[Start Source records]
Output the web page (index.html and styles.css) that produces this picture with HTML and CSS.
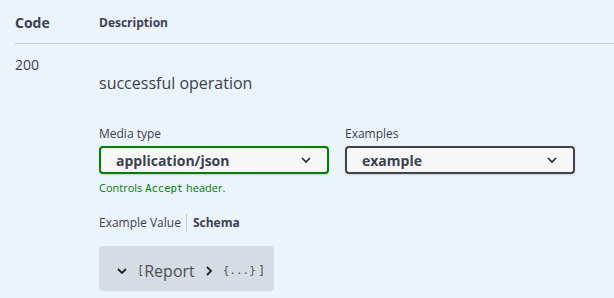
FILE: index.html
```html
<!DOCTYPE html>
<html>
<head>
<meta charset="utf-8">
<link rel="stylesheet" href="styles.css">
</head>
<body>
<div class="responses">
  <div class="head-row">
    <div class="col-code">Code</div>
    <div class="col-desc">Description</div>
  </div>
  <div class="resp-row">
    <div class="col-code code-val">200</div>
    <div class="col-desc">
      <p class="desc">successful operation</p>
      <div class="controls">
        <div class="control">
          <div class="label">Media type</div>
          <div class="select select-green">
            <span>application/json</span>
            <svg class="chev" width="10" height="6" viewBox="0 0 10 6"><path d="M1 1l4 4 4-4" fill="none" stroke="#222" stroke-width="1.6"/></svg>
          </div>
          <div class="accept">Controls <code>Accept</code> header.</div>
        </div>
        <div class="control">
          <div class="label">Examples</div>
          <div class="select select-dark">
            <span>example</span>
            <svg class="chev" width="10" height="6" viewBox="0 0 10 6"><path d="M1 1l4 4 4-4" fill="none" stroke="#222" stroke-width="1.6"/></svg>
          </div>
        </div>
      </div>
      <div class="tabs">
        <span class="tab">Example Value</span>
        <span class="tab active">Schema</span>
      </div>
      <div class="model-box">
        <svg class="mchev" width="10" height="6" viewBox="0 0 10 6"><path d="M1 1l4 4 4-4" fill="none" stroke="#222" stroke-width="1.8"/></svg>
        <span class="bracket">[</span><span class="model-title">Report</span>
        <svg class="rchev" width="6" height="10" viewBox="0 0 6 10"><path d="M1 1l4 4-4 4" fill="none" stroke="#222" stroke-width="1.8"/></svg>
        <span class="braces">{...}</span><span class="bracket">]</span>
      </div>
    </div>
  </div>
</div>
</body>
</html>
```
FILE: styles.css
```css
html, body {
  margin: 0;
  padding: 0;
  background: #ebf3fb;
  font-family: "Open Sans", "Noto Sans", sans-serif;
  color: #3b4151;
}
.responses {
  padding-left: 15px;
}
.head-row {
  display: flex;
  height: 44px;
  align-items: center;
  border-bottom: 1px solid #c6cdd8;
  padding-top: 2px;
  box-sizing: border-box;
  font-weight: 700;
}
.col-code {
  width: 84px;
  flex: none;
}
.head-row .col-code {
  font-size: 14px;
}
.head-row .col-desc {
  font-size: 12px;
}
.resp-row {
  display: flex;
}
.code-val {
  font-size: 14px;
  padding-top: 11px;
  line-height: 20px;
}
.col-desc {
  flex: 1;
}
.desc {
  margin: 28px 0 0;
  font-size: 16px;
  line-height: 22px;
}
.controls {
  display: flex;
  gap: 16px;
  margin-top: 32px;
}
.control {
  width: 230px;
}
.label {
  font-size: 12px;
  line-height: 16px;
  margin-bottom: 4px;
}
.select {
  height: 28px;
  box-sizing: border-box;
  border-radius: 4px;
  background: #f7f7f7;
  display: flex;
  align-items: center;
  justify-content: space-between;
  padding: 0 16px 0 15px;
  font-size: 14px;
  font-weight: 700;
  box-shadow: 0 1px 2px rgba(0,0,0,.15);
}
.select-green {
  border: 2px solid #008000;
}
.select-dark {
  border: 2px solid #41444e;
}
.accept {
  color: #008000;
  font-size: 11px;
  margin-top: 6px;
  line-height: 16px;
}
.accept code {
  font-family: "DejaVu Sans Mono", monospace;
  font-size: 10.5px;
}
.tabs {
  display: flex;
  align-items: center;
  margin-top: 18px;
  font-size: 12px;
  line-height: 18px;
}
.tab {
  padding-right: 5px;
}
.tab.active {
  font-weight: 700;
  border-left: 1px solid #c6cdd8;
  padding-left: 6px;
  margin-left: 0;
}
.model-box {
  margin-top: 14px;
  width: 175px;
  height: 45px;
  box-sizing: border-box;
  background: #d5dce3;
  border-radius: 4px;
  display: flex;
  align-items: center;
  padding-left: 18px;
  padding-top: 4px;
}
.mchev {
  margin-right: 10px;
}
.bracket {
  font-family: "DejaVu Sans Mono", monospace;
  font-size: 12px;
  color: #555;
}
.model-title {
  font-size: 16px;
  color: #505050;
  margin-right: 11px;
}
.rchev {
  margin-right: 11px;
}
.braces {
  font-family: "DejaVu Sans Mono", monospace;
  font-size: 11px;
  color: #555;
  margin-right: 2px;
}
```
[End Source records]
[Start Source records]
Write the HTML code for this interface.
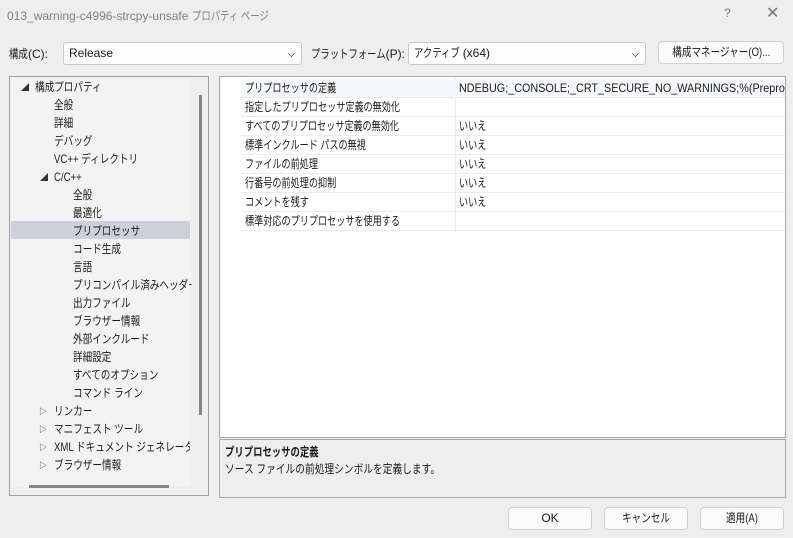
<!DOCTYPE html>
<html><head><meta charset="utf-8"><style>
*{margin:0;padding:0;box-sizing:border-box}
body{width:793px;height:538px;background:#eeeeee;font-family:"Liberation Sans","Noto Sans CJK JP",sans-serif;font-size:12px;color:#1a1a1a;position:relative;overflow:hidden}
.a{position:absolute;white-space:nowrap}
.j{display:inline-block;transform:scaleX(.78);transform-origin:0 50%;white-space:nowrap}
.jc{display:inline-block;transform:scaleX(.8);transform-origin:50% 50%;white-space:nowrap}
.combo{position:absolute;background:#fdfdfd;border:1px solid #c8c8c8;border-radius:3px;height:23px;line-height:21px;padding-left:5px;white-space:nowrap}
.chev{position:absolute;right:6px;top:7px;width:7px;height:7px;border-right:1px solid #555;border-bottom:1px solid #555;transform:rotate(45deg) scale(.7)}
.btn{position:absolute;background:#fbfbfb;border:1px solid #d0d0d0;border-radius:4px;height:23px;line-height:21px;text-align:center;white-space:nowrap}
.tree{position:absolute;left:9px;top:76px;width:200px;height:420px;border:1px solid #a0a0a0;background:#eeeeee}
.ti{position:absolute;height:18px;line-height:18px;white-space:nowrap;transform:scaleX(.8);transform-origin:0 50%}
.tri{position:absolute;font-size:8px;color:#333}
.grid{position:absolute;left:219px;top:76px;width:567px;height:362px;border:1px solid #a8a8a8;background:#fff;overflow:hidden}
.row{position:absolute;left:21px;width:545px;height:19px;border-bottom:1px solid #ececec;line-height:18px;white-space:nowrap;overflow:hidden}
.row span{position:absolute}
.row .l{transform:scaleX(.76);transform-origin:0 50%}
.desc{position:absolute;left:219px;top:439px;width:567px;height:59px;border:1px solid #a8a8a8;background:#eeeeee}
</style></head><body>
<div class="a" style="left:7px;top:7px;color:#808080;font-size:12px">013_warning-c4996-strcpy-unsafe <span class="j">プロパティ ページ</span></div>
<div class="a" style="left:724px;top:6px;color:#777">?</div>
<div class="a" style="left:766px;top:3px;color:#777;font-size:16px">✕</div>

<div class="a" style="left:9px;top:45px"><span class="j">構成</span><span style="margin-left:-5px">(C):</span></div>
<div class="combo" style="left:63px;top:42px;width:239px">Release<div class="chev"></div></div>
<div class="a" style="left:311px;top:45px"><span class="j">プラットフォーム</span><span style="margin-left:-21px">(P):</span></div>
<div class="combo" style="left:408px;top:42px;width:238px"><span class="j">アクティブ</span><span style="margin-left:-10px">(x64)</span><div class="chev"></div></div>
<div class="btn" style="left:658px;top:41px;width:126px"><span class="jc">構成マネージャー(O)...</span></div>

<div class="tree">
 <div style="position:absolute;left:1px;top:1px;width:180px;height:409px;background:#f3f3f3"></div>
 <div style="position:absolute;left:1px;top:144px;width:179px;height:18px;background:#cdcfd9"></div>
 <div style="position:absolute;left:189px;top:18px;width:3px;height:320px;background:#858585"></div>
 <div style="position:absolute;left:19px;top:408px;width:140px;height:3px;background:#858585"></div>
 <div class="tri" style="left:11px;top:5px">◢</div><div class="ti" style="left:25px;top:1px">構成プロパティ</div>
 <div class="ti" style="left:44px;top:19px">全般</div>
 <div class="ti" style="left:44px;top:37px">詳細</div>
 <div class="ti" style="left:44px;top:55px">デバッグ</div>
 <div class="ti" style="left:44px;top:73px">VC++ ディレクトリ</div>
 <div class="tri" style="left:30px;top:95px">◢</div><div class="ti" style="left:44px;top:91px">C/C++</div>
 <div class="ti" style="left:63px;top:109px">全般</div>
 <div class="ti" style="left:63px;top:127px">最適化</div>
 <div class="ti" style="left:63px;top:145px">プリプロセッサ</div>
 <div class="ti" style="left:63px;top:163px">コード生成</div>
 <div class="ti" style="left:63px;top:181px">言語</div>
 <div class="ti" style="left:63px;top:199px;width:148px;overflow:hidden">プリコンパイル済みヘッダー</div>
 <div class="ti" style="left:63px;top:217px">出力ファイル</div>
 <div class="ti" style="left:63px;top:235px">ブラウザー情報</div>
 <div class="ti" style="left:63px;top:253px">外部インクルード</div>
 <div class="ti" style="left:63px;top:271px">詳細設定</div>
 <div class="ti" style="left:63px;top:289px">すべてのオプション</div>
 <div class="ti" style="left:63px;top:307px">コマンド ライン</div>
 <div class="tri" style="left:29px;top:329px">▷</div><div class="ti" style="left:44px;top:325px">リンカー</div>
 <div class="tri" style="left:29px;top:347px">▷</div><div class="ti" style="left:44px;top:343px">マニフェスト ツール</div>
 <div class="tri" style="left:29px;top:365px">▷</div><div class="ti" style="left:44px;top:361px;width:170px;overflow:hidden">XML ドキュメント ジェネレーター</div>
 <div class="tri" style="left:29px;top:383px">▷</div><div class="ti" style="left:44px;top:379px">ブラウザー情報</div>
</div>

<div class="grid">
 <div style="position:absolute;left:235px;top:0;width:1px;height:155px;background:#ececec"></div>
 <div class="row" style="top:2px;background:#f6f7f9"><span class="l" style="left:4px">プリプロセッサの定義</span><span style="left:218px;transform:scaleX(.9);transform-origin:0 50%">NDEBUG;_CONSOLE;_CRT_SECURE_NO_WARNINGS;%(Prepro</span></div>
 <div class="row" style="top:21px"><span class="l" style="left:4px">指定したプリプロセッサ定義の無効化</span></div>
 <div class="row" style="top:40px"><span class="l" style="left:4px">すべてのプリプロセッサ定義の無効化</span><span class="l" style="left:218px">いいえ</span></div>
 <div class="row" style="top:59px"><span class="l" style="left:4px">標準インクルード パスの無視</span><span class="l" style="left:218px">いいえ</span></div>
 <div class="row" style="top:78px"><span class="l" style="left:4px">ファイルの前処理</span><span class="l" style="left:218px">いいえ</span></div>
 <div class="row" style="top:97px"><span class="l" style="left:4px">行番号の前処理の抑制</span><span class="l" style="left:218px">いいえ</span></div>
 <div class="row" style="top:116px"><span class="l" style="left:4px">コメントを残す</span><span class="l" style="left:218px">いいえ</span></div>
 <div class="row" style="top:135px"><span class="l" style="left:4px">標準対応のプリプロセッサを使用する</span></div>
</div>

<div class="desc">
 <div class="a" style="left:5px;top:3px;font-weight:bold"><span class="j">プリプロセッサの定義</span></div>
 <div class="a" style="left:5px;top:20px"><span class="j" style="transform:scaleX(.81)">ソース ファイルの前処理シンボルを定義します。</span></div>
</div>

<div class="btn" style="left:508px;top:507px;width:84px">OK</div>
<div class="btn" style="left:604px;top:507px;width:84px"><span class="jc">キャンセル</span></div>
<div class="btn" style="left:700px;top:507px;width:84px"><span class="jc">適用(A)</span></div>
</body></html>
[End Source records]
- [Task details] Give only the number of lines in the records that include the word "styles".

- [Result for this task] 3